La FNSEA et la FNB rebondissent par ailleurs sur les objectifs ambitieux annoncés dans le cadre du Green Deal. « À l’échelle européenne, les pays producteurs de viande bovine ont tout intérêt à adopter une posture d’ouverture vis-à-vis de ces grands principes, qui peuvent représenter une réelle opportunité », soulève Bruno Dufayet. À condition bien sûr que les produits importés hors des frontières communautaires remplissent aussi toutes les cases.
Sur le volet réglementaire, le chemin semble encore long avant l’inclusion systématique de réciprocité des normes de production. C'est une bataille culturelle à mener, impliquant une évolution des mentalités pour passer d'une approche "produit" à une approche raisonnée sur les modèles de production.
Face à la décapitalisation, la France est loin d’être un cas isolé
La fonte des cheptels, dont les effets se ressentent nettement depuis le début de l’année 2022, était à nouveau au cœur des échanges. En l’espace de six ans, la France a perdu 837 000 vaches allaitantes et laitières, et 27 % des exploitations de bovins ont disparu entre 2010 et 2020. « Paradoxalement, la consommation de bœuf est restée stable », pointe Bruno Dufayet, s’inquiétant de la forte progression des importations françaises. Chez nos voisins européens producteurs de viande bovine, venus témoigner, les mêmes préoccupations résonnent. En Belgique, Marianne Streel, présidente de la Fédération Wallonne de l’Agriculture (FWA), s’inquiète d’une accélération de la décapitalisation du cheptel bovin de l’ordre de 4,5 %, contre 2 % les années précédentes. En Irlande, le recul des systèmes bovins viande, qui découle en partie de la conversion en faveur de l’élevage laitier, se poursuit. « Établi à 1 million de têtes il y a cinq ans, le cheptel allaitant irlandais s’est stabilisé à 900 000 têtes, et le gouvernement prévoit même une réduction à 600 000 têtes dans les années à venir », fait savoir Brendan Golden, de l’IFA.

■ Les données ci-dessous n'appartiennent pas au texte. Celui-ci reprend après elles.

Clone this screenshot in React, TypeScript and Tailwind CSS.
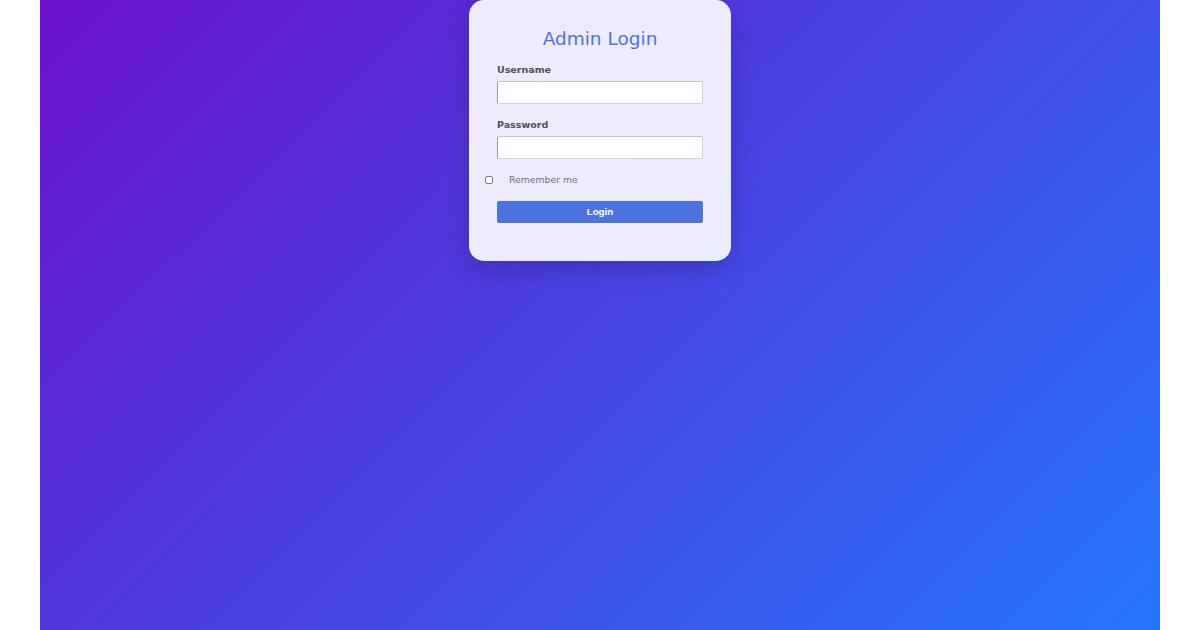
export default function App() {
  return (
    <div className="w-[1200px] h-[630px] bg-white flex justify-center" style={{ fontFamily: "'DejaVu Sans', sans-serif" }}>
      <div className="w-[1120px] h-full bg-[linear-gradient(135deg,#6a11cb,#2575fc)] flex justify-center items-start">
        <div className="w-[262px] h-[261px] bg-white/90 rounded-[15px] shadow-[0_8px_24px_rgba(0,0,0,0.18)] px-7 pt-[27px] flex flex-col">
          <h1 className="text-center text-[18.5px] leading-[24px] text-[#4e73df]">Admin Login</h1>
          <label className="mt-[13px] text-[9.5px] font-bold text-[#4f4f5a] leading-[12px]">Username</label>
          <input className="mt-[5px] h-[23px] w-full bg-white border border-[#d2d2dd] border-l-[#9a9aa5] border-t-[#c2c2cc] rounded-[2px] outline-none" />
          <label className="mt-[15px] text-[9.5px] font-bold text-[#4f4f5a] leading-[12px]">Password</label>
          <input type="password" className="mt-[5px] h-[23px] w-full bg-white border border-[#d2d2dd] border-l-[#9a9aa5] border-t-[#c2c2cc] rounded-[2px] outline-none" />
          <div className="mt-[15px] -ml-[12px] flex items-center h-[12px]">
            <span className="w-[8px] h-[8px] border border-[#7a7a85] rounded-[2px] bg-white" />
            <span className="ml-[16px] text-[9.3px] text-[#6e6e7a]">Remember me</span>
          </div>
          <button
            className="mt-[15px] h-[22px] w-full bg-[#4e73df] rounded-[2px] text-white text-[9.8px] font-bold"
            style={{ fontFamily: "'Liberation Sans', Arial, sans-serif" }}
          >
            Login
          </button>
        </div>
      </div>
    </div>
  );
}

En Pologne, la production de jeunes bovins recule désormais depuis deux ans, par manque de petits veaux à engraisser, le troupeau laitier se réduisant comme ailleurs dans l’UE. « En 2022, près de 250 000 veaux ont été importés. La demande des abattoirs est de plus en plus difficile à satisfaire », évoque Jerzy Wierzbicki, président de l’association polonaise des producteurs de bétail à viande. En Italie, ce sont 8 000 élevages de bovins viande qui ont cessé leur activité entre 2019 et 2021, d’après Franco Martini, président de l’organisation de producteurs Asprocarne Piemonte. Ce dernier alerte sur la disparition des petits élevages, au profit des plus grandes structures appartenant à des chaînes d’abattage.